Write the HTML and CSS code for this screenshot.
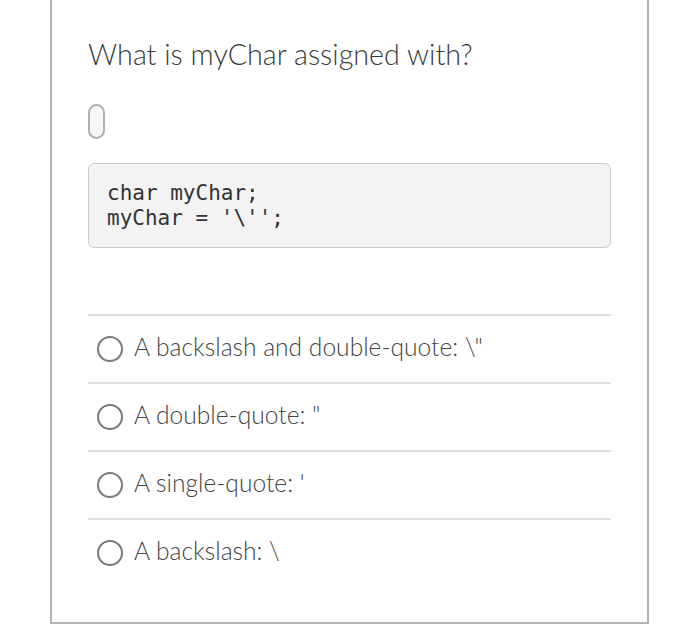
FILE: index.html
```html
<!DOCTYPE html>
<html>
<head>
<meta charset="utf-8">
<link rel="stylesheet" href="styles.css">
</head>
<body>
<div class="card">
  <h1 class="title">What is myChar assigned with?</h1>
  <div class="pill"></div>
  <pre class="code">char myChar;
myChar = '\'';</pre>
  <div class="options">
    <label class="option"><span class="radio"></span><span class="label">A backslash and double-quote: \"</span></label>
    <label class="option"><span class="radio"></span><span class="label">A double-quote: "</span></label>
    <label class="option"><span class="radio"></span><span class="label">A single-quote: '</span></label>
    <label class="option"><span class="radio"></span><span class="label">A backslash: \</span></label>
  </div>
</div>
</body>
</html>
```
FILE: styles.css
```css
html, body {
  margin: 0;
  padding: 0;
  background: #ffffff;
}
body {
  font-family: Lato, "Liberation Sans", sans-serif;
  color: #3c3c3c;
}
.card {
  box-sizing: border-box;
  margin-left: 50px;
  width: 599px;
  border: 2px solid #b4b4b4;
  border-top: none;
  padding: 38px 36px 36px 36px;
}
.title {
  margin: 0;
  font-size: 28.7px;
  font-weight: 300;
  line-height: 33px;
  color: #3a3a3a;
}
.pill {
  box-sizing: border-box;
  margin-top: 33px;
  width: 17px;
  height: 35px;
  border: 2px solid #b0b0b0;
  border-radius: 9px;
  background: #f6f6f6;
}
.code {
  margin: 24px 0 0 0;
  padding: 17px 18px 16px 18px;
  border: 1px solid #cccccc;
  border-radius: 6px;
  background: #f3f3f4;
  font-family: "DejaVu Sans Mono", monospace;
  font-size: 21px;
  line-height: 25px;
  color: #333333;
}
.options {
  margin-top: 66px;
}
.option {
  display: flex;
  align-items: center;
  height: 66px;
  border-top: 2px solid #e0e0e0;
  padding-left: 9px;
}
.radio {
  box-sizing: border-box;
  width: 26px;
  height: 26px;
  border: 2px solid #7a7a7a;
  border-radius: 50%;
  flex: none;
}
.label {
  margin-left: 11px;
  font-size: 24.6px;
  font-weight: 300;
  line-height: 28px;
  padding-bottom: 4px;
  color: #444444;
}
```
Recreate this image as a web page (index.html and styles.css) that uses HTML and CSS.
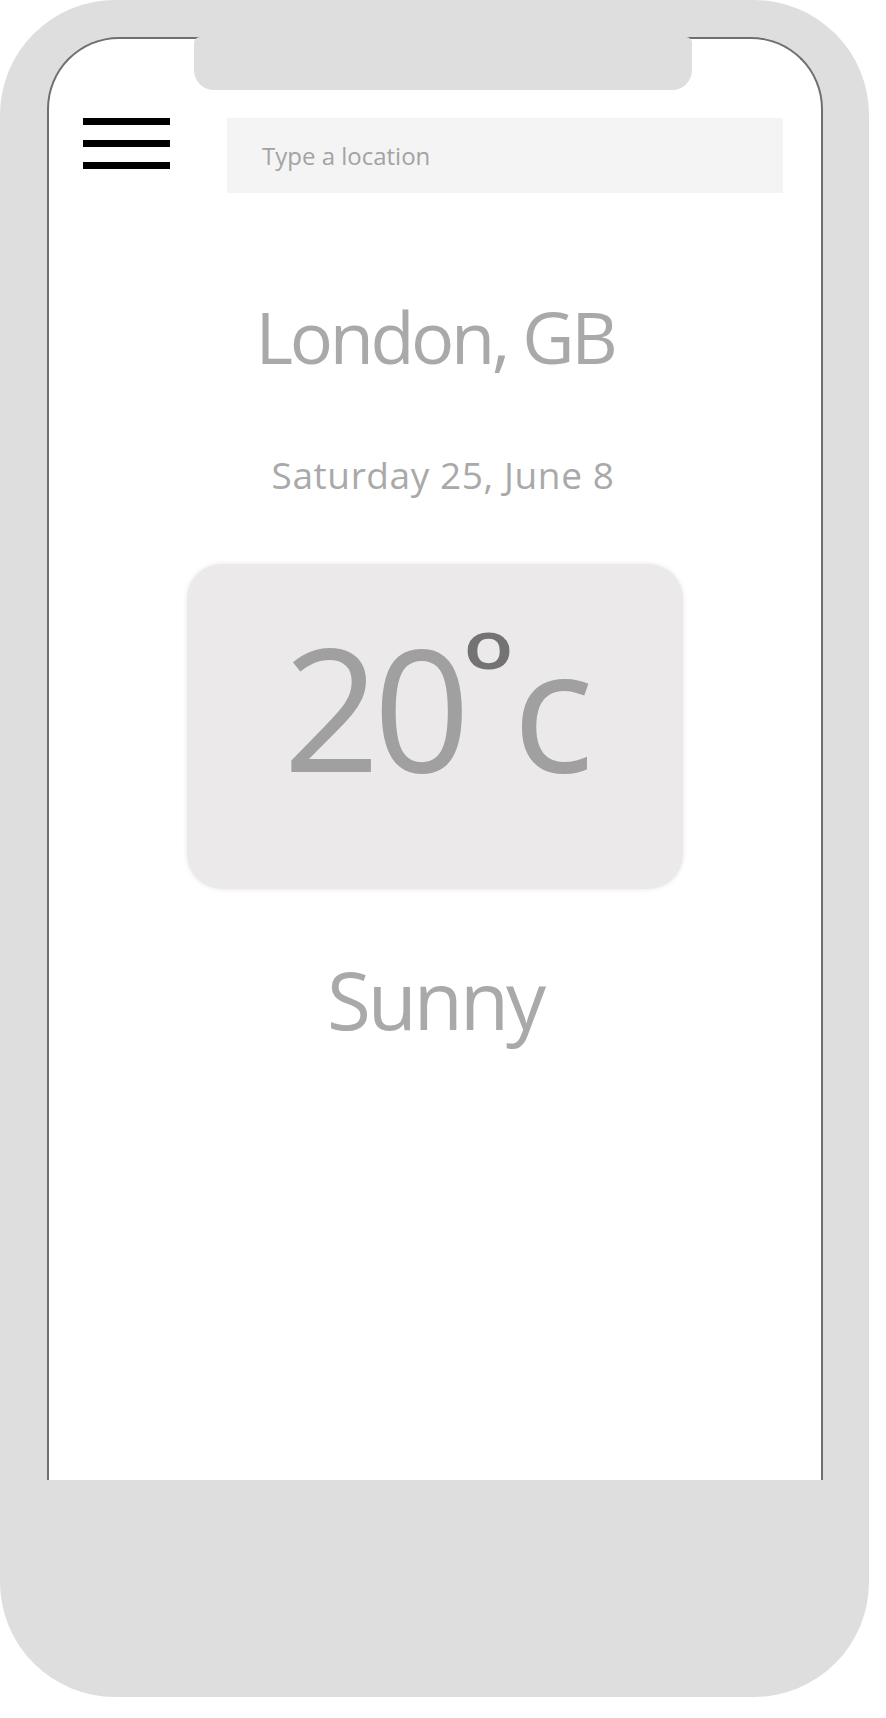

┄┄┄┄┄┄┄┄┄┄┄┄┄┄┄┄┄┄┄┄

What is needed
Restate each line of the records exactly; pictures do not belong in the copy.

The result
Write the HTML and CSS code for this screenshot.
FILE: index.html
```html
<!DOCTYPE html>
<html>
<head>
<meta charset="utf-8">
<link rel="stylesheet" href="styles.css">
</head>
<body>
<div class="card">
  <h1 class="title">What is myChar assigned with?</h1>
  <div class="pill"></div>
  <pre class="code">char myChar;
myChar = '\'';</pre>
  <div class="options">
    <label class="option"><span class="radio"></span><span class="label">A backslash and double-quote: \"</span></label>
    <label class="option"><span class="radio"></span><span class="label">A double-quote: "</span></label>
    <label class="option"><span class="radio"></span><span class="label">A single-quote: '</span></label>
    <label class="option"><span class="radio"></span><span class="label">A backslash: \</span></label>
  </div>
</div>
</body>
</html>
```
FILE: styles.css
```css
html, body {
  margin: 0;
  padding: 0;
  background: #ffffff;
}
body {
  font-family: Lato, "Liberation Sans", sans-serif;
  color: #3c3c3c;
}
.card {
  box-sizing: border-box;
  margin-left: 50px;
  width: 599px;
  border: 2px solid #b4b4b4;
  border-top: none;
  padding: 38px 36px 36px 36px;
}
.title {
  margin: 0;
  font-size: 28.7px;
  font-weight: 300;
  line-height: 33px;
  color: #3a3a3a;
}
.pill {
  box-sizing: border-box;
  margin-top: 33px;
  width: 17px;
  height: 35px;
  border: 2px solid #b0b0b0;
  border-radius: 9px;
  background: #f6f6f6;
}
.code {
  margin: 24px 0 0 0;
  padding: 17px 18px 16px 18px;
  border: 1px solid #cccccc;
  border-radius: 6px;
  background: #f3f3f4;
  font-family: "DejaVu Sans Mono", monospace;
  font-size: 21px;
  line-height: 25px;
  color: #333333;
}
.options {
  margin-top: 66px;
}
.option {
  display: flex;
  align-items: center;
  height: 66px;
  border-top: 2px solid #e0e0e0;
  padding-left: 9px;
}
.radio {
  box-sizing: border-box;
  width: 26px;
  height: 26px;
  border: 2px solid #7a7a7a;
  border-radius: 50%;
  flex: none;
}
.label {
  margin-left: 11px;
  font-size: 24.6px;
  font-weight: 300;
  line-height: 28px;
  padding-bottom: 4px;
  color: #444444;
}
```
Recreate this image as a web page (index.html and styles.css) that uses HTML and CSS.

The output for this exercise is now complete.